Front-end source files:
%%

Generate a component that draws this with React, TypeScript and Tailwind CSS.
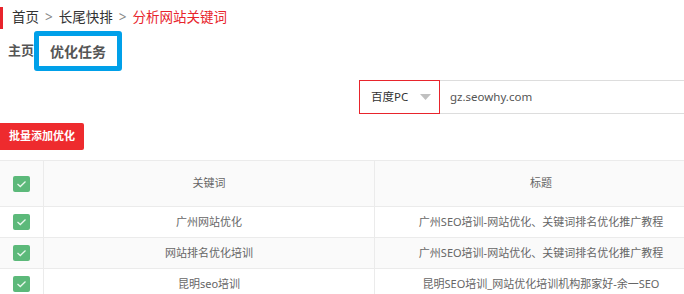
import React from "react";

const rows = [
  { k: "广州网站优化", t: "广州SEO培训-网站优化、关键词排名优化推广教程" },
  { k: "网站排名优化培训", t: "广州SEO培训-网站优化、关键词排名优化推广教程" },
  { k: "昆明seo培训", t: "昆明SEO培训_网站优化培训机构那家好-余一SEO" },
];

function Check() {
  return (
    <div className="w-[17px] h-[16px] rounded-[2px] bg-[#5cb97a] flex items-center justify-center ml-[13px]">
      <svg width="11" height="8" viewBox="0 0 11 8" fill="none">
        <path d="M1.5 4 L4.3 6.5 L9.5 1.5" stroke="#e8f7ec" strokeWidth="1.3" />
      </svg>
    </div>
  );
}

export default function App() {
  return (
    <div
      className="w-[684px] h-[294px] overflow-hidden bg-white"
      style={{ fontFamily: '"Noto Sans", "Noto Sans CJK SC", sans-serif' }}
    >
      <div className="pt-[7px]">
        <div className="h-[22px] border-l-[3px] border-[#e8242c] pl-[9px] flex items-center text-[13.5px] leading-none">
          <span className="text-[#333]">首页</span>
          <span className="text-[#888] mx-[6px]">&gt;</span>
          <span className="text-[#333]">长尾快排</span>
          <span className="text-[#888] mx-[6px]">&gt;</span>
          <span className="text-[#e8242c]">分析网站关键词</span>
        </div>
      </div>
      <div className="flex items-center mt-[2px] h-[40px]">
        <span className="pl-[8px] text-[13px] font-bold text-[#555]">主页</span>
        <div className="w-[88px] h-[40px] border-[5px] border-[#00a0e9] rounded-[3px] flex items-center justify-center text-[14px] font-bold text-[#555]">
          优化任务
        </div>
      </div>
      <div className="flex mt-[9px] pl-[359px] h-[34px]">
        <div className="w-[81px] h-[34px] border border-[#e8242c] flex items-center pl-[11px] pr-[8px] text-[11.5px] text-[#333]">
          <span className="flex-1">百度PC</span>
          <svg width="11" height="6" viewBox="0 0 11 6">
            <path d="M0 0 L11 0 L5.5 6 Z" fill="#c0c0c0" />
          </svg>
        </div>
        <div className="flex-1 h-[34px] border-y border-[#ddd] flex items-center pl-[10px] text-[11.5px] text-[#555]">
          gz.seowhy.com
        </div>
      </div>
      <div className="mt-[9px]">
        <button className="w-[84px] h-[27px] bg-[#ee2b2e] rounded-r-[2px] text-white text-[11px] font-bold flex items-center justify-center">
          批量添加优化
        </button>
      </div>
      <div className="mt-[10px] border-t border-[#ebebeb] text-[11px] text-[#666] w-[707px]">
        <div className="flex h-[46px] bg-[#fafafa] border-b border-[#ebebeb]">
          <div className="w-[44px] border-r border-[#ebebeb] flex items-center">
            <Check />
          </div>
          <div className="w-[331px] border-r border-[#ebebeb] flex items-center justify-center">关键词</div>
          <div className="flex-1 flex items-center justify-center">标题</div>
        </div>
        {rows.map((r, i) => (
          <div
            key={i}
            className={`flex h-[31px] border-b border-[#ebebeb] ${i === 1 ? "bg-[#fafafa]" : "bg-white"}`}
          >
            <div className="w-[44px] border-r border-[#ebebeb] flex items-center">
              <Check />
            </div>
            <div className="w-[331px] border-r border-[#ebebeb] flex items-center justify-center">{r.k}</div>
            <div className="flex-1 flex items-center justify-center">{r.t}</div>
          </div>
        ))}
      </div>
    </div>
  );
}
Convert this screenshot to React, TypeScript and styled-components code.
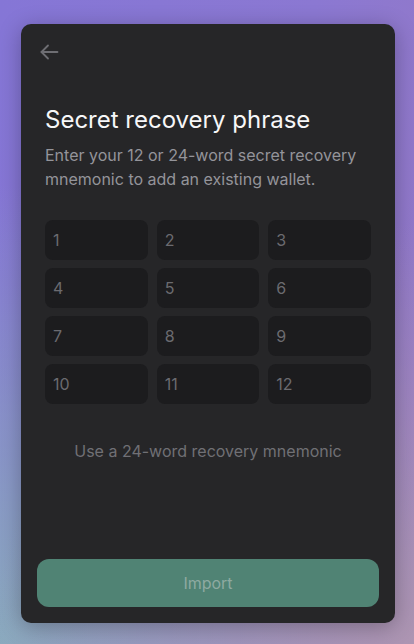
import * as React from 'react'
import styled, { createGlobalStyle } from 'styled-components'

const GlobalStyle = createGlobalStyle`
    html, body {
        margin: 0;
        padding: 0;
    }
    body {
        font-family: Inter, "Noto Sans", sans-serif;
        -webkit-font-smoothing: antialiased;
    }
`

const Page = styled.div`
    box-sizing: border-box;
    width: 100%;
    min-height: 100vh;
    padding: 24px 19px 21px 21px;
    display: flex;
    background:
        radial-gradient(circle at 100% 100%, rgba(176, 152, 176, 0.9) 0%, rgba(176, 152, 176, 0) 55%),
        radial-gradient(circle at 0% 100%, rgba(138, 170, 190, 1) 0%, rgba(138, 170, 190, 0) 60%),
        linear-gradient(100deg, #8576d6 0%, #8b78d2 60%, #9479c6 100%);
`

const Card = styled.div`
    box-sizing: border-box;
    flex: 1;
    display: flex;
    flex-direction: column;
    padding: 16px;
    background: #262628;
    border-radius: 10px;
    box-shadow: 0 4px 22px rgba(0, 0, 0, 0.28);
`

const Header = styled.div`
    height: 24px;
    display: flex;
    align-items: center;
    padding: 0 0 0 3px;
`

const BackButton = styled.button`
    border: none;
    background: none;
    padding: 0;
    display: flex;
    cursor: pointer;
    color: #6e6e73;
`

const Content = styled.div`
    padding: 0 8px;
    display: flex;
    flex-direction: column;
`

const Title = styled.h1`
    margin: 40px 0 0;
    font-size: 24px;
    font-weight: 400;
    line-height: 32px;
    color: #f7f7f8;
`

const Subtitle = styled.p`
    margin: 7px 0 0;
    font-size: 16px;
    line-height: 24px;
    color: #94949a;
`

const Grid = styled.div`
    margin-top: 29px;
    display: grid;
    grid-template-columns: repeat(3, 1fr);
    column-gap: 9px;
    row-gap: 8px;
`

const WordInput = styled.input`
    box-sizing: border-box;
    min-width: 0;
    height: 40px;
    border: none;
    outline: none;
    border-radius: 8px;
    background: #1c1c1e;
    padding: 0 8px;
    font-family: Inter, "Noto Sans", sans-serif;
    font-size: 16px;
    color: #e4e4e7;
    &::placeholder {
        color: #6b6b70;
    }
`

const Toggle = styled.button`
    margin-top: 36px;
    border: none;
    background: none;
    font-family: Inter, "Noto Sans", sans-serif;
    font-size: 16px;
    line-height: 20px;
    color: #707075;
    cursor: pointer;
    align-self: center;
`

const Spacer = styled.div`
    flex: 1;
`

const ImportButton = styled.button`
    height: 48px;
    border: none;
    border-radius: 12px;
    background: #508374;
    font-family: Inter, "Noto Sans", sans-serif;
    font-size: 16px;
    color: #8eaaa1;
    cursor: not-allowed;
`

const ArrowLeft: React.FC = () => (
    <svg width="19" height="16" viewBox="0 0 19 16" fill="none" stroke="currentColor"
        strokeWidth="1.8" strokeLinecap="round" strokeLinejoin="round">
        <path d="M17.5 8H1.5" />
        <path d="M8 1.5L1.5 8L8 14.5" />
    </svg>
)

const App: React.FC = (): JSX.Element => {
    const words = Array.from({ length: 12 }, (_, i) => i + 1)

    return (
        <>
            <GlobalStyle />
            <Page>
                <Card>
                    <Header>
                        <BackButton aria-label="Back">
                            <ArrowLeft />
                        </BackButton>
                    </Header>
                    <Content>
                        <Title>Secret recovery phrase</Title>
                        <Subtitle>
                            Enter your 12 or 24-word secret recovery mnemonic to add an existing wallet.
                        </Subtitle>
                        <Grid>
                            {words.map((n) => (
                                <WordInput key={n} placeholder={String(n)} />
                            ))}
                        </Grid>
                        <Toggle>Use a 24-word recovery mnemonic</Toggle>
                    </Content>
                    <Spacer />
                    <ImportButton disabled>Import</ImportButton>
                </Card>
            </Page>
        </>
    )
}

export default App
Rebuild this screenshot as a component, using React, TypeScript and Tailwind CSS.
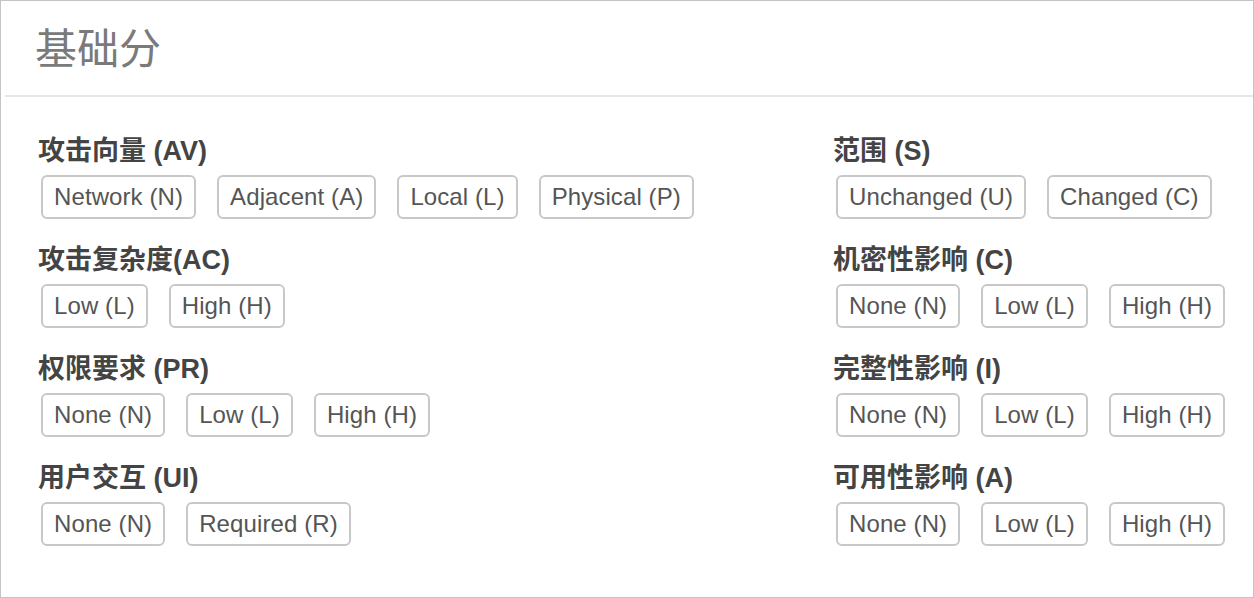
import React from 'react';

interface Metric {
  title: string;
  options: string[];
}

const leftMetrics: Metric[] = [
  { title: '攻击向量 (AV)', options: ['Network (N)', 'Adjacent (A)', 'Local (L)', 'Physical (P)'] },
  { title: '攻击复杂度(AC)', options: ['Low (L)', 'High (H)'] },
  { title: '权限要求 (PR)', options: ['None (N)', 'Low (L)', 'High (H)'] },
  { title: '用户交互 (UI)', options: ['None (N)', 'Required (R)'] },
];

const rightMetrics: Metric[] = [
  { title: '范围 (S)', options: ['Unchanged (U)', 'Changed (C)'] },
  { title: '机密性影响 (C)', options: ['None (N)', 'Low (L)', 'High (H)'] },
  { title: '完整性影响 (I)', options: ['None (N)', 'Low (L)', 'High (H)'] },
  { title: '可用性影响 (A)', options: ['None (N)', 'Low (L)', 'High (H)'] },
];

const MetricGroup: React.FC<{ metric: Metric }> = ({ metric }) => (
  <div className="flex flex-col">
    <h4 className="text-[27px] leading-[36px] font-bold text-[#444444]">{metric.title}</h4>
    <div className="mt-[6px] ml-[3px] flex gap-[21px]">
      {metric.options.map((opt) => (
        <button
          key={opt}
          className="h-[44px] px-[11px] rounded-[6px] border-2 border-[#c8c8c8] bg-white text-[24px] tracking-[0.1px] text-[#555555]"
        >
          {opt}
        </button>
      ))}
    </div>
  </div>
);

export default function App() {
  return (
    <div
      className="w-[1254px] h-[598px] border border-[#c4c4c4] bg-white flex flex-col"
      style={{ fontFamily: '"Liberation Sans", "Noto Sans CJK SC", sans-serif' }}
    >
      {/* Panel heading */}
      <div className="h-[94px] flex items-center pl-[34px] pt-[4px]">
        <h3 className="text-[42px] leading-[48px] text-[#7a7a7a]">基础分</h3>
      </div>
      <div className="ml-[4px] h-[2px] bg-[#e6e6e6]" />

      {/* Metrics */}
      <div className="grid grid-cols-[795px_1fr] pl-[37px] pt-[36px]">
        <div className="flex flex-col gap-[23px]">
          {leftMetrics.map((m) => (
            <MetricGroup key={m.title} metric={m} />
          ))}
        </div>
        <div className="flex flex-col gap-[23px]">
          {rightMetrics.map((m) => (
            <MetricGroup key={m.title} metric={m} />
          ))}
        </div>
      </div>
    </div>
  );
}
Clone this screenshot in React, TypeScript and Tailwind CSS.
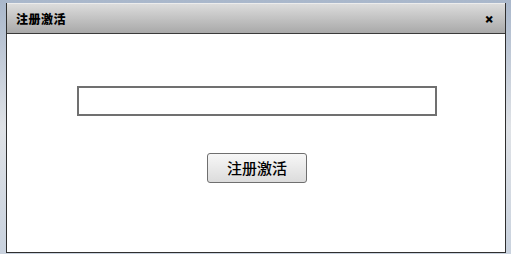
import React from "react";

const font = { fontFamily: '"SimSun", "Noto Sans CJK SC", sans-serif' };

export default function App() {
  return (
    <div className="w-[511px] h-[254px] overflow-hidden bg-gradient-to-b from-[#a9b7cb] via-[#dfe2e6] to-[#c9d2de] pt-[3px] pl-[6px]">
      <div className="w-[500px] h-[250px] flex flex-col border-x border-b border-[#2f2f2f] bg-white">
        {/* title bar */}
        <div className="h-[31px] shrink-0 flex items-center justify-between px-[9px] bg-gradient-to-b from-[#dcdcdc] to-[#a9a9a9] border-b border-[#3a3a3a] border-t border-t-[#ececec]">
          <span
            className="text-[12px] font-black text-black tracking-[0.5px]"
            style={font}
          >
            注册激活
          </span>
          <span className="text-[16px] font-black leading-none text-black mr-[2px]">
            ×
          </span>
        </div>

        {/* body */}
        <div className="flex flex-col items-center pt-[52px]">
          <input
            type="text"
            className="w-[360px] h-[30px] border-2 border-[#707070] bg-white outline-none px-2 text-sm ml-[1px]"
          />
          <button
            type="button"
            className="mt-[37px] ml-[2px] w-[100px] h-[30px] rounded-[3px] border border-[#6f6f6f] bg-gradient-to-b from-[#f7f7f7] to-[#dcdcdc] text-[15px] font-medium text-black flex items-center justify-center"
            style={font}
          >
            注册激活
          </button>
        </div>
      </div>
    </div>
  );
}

%%

Begin with the line that contains "Clone this screenshot" and copy every line through the end of the listing, exactly as written, both ends included. Pictures are not part of the copy.

> _RESPONSE_:
Clone this screenshot in React, TypeScript and Tailwind CSS.
import React from "react";

const font = { fontFamily: '"SimSun", "Noto Sans CJK SC", sans-serif' };

export default function App() {
  return (
    <div className="w-[511px] h-[254px] overflow-hidden bg-gradient-to-b from-[#a9b7cb] via-[#dfe2e6] to-[#c9d2de] pt-[3px] pl-[6px]">
      <div className="w-[500px] h-[250px] flex flex-col border-x border-b border-[#2f2f2f] bg-white">
        {/* title bar */}
        <div className="h-[31px] shrink-0 flex items-center justify-between px-[9px] bg-gradient-to-b from-[#dcdcdc] to-[#a9a9a9] border-b border-[#3a3a3a] border-t border-t-[#ececec]">
          <span
            className="text-[12px] font-black text-black tracking-[0.5px]"
            style={font}
          >
            注册激活
          </span>
          <span className="text-[16px] font-black leading-none text-black mr-[2px]">
            ×
          </span>
        </div>

        {/* body */}
        <div className="flex flex-col items-center pt-[52px]">
          <input
            type="text"
            className="w-[360px] h-[30px] border-2 border-[#707070] bg-white outline-none px-2 text-sm ml-[1px]"
          />
          <button
            type="button"
            className="mt-[37px] ml-[2px] w-[100px] h-[30px] rounded-[3px] border border-[#6f6f6f] bg-gradient-to-b from-[#f7f7f7] to-[#dcdcdc] text-[15px] font-medium text-black flex items-center justify-center"
            style={font}
          >
            注册激活
          </button>
        </div>
      </div>
    </div>
  );
}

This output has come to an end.